Following two decades living in San Francisco and New Orleans and Philadelphia, I moved back to LA in 2014 for work, hoping I’d be better able to accept the city’s endless ugliness as a blunted forty-year-old than I had been as an idealistic twenty-something. What I found, however, is that it is no longer a vast, unrelenting space devoted to cars and bad movies, but has made great strides in public transportation, density, art, green space, tacos and sustainability: the whole New Urbanism fantasy. When people now say, apropos of what’s happening here versus the Bay Area tech takeover, that “San Francisco is a utopia gone wrong and LA is a dystopia gone right,” they aren’t wrong.
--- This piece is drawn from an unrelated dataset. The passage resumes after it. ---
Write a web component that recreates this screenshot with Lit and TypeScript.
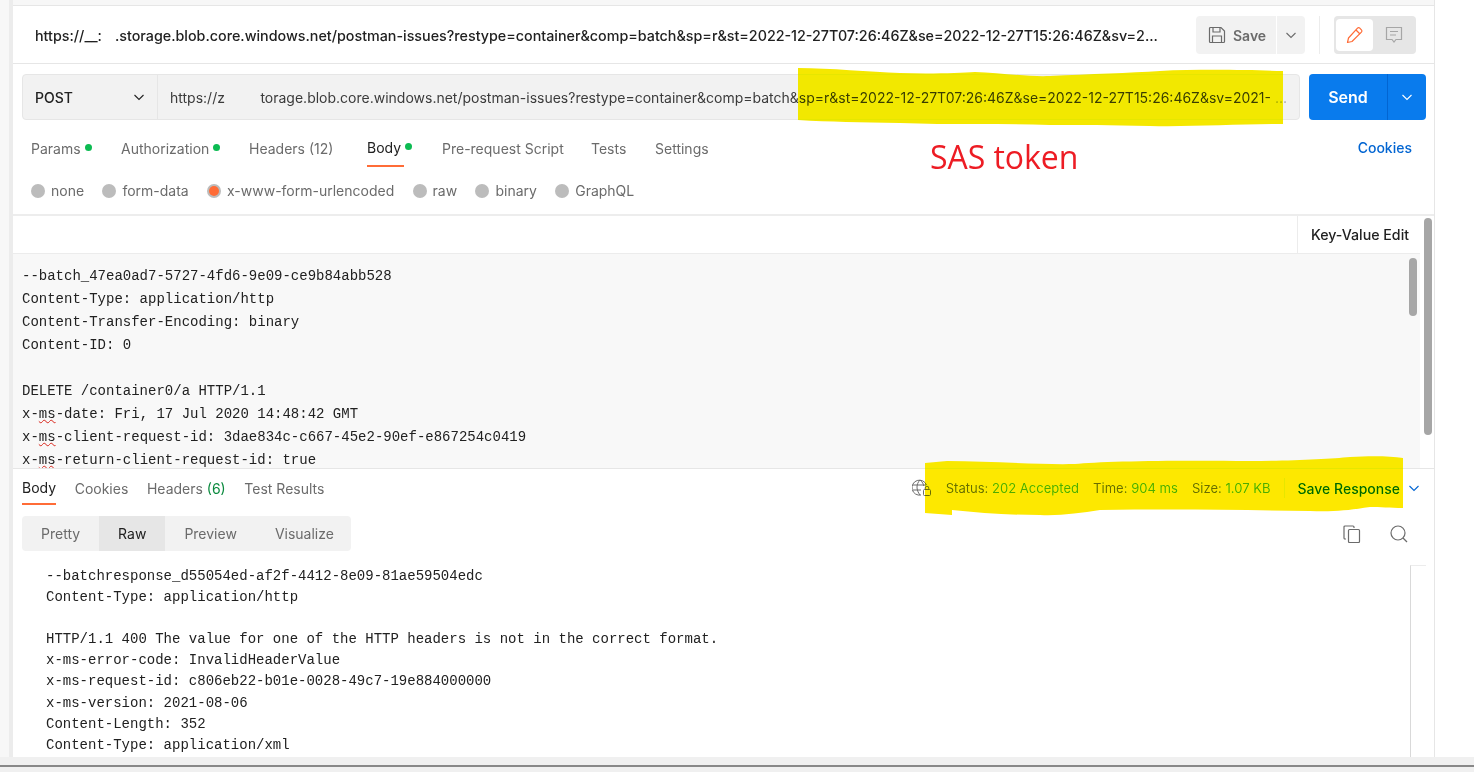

I don’t want to get too boosterish, because Los Angeles still has the worst air quality in the country and attracts a lot of demi-creative narcissists and is too hot, but I live in a stately Art Deco building downtown, a few blocks away from the excellent Last Bookstore and Broad Museum and historic theaters on Broadway. I walk everywhere and meet people uninvolved with Hollywood and find corners of the city where nature is reasserting itself. All this might sound like a low bar to cross, but I’m encouraged that a city of four million people, like so many other cities in America and abroad, is trading in a bankrupt dream of single-family homes and eight-lane freeways for an expanded train system and high-rise residential buildings and public art.

I’ll probably never stop fantasizing about living in a more instantly appealing place—a New York or New Orleans or Paris—but for now I’m happy to be in one that’s come so far in so short period of time.